■ What you will do ■
Make an exact copy of the lines, leaving the pictures out.

■ Information shown ■
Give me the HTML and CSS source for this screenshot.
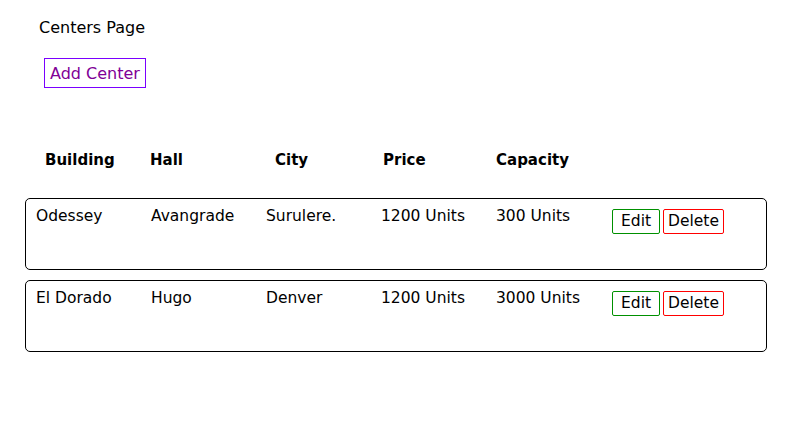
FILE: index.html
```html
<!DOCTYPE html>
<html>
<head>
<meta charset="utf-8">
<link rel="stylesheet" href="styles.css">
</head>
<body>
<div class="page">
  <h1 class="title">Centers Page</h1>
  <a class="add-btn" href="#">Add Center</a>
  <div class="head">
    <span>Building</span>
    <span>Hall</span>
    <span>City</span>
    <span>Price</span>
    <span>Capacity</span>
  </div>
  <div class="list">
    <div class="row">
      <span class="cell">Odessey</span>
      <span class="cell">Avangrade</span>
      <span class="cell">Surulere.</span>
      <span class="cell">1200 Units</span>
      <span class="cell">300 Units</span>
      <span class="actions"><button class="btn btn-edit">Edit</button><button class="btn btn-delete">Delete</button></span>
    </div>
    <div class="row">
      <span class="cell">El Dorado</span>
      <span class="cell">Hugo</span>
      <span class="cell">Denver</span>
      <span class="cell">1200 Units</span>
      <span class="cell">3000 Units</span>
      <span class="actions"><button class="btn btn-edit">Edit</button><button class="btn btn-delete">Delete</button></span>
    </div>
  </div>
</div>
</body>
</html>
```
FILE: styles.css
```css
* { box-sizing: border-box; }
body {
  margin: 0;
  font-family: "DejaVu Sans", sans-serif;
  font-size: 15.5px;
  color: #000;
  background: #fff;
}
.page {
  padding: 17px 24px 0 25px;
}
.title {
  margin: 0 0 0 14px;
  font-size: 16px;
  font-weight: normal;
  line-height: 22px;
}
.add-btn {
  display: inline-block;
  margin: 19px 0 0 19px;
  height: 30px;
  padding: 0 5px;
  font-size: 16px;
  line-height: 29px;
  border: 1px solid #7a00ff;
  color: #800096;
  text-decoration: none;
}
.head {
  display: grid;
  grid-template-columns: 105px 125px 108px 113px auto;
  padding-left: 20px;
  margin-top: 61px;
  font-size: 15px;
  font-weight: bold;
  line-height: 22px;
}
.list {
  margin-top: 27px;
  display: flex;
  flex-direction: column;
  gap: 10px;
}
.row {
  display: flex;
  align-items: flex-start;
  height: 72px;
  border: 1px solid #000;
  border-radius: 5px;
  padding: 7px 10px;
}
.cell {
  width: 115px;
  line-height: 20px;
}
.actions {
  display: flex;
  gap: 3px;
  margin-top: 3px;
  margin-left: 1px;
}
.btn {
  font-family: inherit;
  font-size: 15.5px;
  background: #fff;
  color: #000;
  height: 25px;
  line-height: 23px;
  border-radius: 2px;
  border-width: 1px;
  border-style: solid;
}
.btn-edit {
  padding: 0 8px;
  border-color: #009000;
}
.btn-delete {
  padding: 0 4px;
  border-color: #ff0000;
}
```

■ Reply to the task ■
Give me the HTML and CSS source for this screenshot.
FILE: index.html
```html
<!DOCTYPE html>
<html>
<head>
<meta charset="utf-8">
<link rel="stylesheet" href="styles.css">
</head>
<body>
<div class="page">
  <h1 class="title">Centers Page</h1>
  <a class="add-btn" href="#">Add Center</a>
  <div class="head">
    <span>Building</span>
    <span>Hall</span>
    <span>City</span>
    <span>Price</span>
    <span>Capacity</span>
  </div>
  <div class="list">
    <div class="row">
      <span class="cell">Odessey</span>
      <span class="cell">Avangrade</span>
      <span class="cell">Surulere.</span>
      <span class="cell">1200 Units</span>
      <span class="cell">300 Units</span>
      <span class="actions"><button class="btn btn-edit">Edit</button><button class="btn btn-delete">Delete</button></span>
    </div>
    <div class="row">
      <span class="cell">El Dorado</span>
      <span class="cell">Hugo</span>
      <span class="cell">Denver</span>
      <span class="cell">1200 Units</span>
      <span class="cell">3000 Units</span>
      <span class="actions"><button class="btn btn-edit">Edit</button><button class="btn btn-delete">Delete</button></span>
    </div>
  </div>
</div>
</body>
</html>
```
FILE: styles.css
```css
* { box-sizing: border-box; }
body {
  margin: 0;
  font-family: "DejaVu Sans", sans-serif;
  font-size: 15.5px;
  color: #000;
  background: #fff;
}
.page {
  padding: 17px 24px 0 25px;
}
.title {
  margin: 0 0 0 14px;
  font-size: 16px;
  font-weight: normal;
  line-height: 22px;
}
.add-btn {
  display: inline-block;
  margin: 19px 0 0 19px;
  height: 30px;
  padding: 0 5px;
  font-size: 16px;
  line-height: 29px;
  border: 1px solid #7a00ff;
  color: #800096;
  text-decoration: none;
}
.head {
  display: grid;
  grid-template-columns: 105px 125px 108px 113px auto;
  padding-left: 20px;
  margin-top: 61px;
  font-size: 15px;
  font-weight: bold;
  line-height: 22px;
}
.list {
  margin-top: 27px;
  display: flex;
  flex-direction: column;
  gap: 10px;
}
.row {
  display: flex;
  align-items: flex-start;
  height: 72px;
  border: 1px solid #000;
  border-radius: 5px;
  padding: 7px 10px;
}
.cell {
  width: 115px;
  line-height: 20px;
}
.actions {
  display: flex;
  gap: 3px;
  margin-top: 3px;
  margin-left: 1px;
}
.btn {
  font-family: inherit;
  font-size: 15.5px;
  background: #fff;
  color: #000;
  height: 25px;
  line-height: 23px;
  border-radius: 2px;
  border-width: 1px;
  border-style: solid;
}
.btn-edit {
  padding: 0 8px;
  border-color: #009000;
}
.btn-delete {
  padding: 0 4px;
  border-color: #ff0000;
}
```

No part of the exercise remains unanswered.